Urban World ranges far beyond China, but even restricting ourselves to those parts germane to our immediate interest was mind-boggling. China is on track to become the first nation with an urban population of 1 billion people–sometime between 2025 and 2030, McKinsey reckons. One hundred new Chinese cities will enter the ranks of the world’s 600 largest economic conurbations by 2025. China will increase the number of its megacities–those with a population of at least 10 million–by 13 over the same period. And so it goes on and on.

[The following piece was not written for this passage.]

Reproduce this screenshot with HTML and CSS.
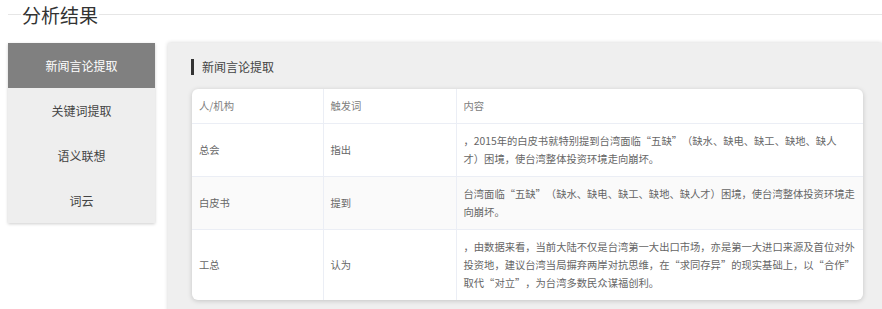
FILE: index.html
```html
<!DOCTYPE html>
<html lang="zh-CN">
<head>
  <meta charset="UTF-8" />
  <title>分析结果</title>
  <link rel="stylesheet" href="styles.css">
</head>
<body>
  <div class="page-title">
    <h2>分析结果</h2>
  </div>

  <div class="main">
    <ul class="side-menu">
      <li class="active">新闻言论提取</li>
      <li>关键词提取</li>
      <li>语义联想</li>
      <li>词云</li>
    </ul>

    <div class="panel">
      <h3 class="panel-title">新闻言论提取</h3>
      <div class="table-wrap">
        <table class="result-table">
          <colgroup>
            <col class="col-who">
            <col class="col-verb">
            <col>
          </colgroup>
          <thead>
            <tr>
              <th>人/机构</th>
              <th>触发词</th>
              <th>内容</th>
            </tr>
          </thead>
          <tbody>
            <tr>
              <td>总会</td>
              <td>指出</td>
              <td>，2015年的白皮书就特别提到台湾面临“五缺”（缺水、缺电、缺工、缺地、缺人才）困境，使台湾整体投资环境走向崩坏。</td>
            </tr>
            <tr class="striped">
              <td>白皮书</td>
              <td>提到</td>
              <td>台湾面临“五缺”（缺水、缺电、缺工、缺地、缺人才）困境，使台湾整体投资环境走向崩坏。</td>
            </tr>
            <tr>
              <td>工总</td>
              <td>认为</td>
              <td>，由数据来看，当前大陆不仅是台湾第一大出口市场，亦是第一大进口来源及首位对外投资地，建议台湾当局摒弃两岸对抗思维，在“求同存异”的现实基础上，以“合作”取代“对立”，为台湾多数民众谋福创利。</td>
            </tr>
          </tbody>
        </table>
      </div>
    </div>
  </div>
</body>
</html>
```

FILE: styles.css
```css
* {
  margin: 0;
  padding: 0;
  box-sizing: border-box;
}

body {
  font-family: "Noto Sans CJK SC", "Noto Sans", sans-serif;
  background: #fff;
  color: #606266;
  padding: 0 0 0 8px;
  overflow: hidden;
}

/* titre avec ligne */
.page-title {
  display: flex;
  align-items: center;
  height: 30px;
}

.page-title::before,
.page-title::after {
  content: "";
  height: 1px;
  background: #e6e6e6;
  margin-top: -2px;
}

.page-title::before {
  width: 13px;
}

.page-title::after {
  flex: 1;
}

.page-title h2 {
  font-size: 19px;
  font-weight: normal;
  color: #333;
  line-height: 30px;
  padding: 0 1px;
}

.main {
  display: flex;
  align-items: flex-start;
  gap: 13px;
  margin-top: 13px;
}

.side-menu {
  list-style: none;
  width: 147px;
  flex-shrink: 0;
  background: #eeeeee;
  box-shadow: 0 1px 3px rgba(0, 0, 0, 0.2);
}

.side-menu li {
  height: 45px;
  line-height: 45px;
  text-align: center;
  font-size: 12px;
  color: #444;
}

.side-menu li.active {
  background: #808080;
  color: #fff;
}

.panel {
  flex: 1;
  height: 280px;
  background: #efefef;
  box-shadow: 0 0 4px rgba(0, 0, 0, 0.18);
  padding: 16px 19px 0 24px;
}

.panel-title {
  font-size: 12px;
  font-weight: normal;
  color: #444;
  line-height: 16px;
  border-left: 3px solid #333;
  padding-left: 8px;
  margin-left: -1px;
  margin-bottom: 14px;
}

.table-wrap {
  background: #fff;
  border-radius: 6px;
  box-shadow: 0 1px 5px rgba(0, 0, 0, 0.18);
  overflow: hidden;
}

.result-table {
  width: 100%;
  border-collapse: collapse;
  table-layout: fixed;
  font-size: 10.3px;
  line-height: 18px;
  text-spacing-trim: space-all;
}

.col-who {
  width: 131px;
}

.col-verb {
  width: 133px;
}

.result-table th,
.result-table td {
  text-align: left;
  padding: 8px 6px 8px 7px;
  border-bottom: 1px solid #ebeef5;
  border-right: 1px solid #ebeef5;
  vertical-align: middle;
}

.result-table th:last-child,
.result-table td:last-child {
  border-right: none;
}

.result-table tbody tr:last-child td {
  border-bottom: none;
}

.result-table th {
  font-weight: normal;
  color: #808080;
}

.result-table td {
  color: #666;
}

.result-table tr.striped td {
  background: #fafafa;
}
```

The strains on land, energy, water and the environment will be immense; as will be the demands of providing adequate urban social services. Megacities or megaslums? More broadly, the shift in the world’s urban axis east and south will have tremendous implications for what we now call the developed world. We shall endeavor to return to these subjects in some detail, but meanwhile, on the grounds that a picture is worth a thousand words, and two twice as many, here is a graphical representation from McKinsey’s report that highlights the sheer scale of the urbanization China is undertaking and the wealth it will create.

First, population and per capita GDP for 2007:

Now, the projections for 2025:

That is quite some transformation. And remember urbanization is a policy priority.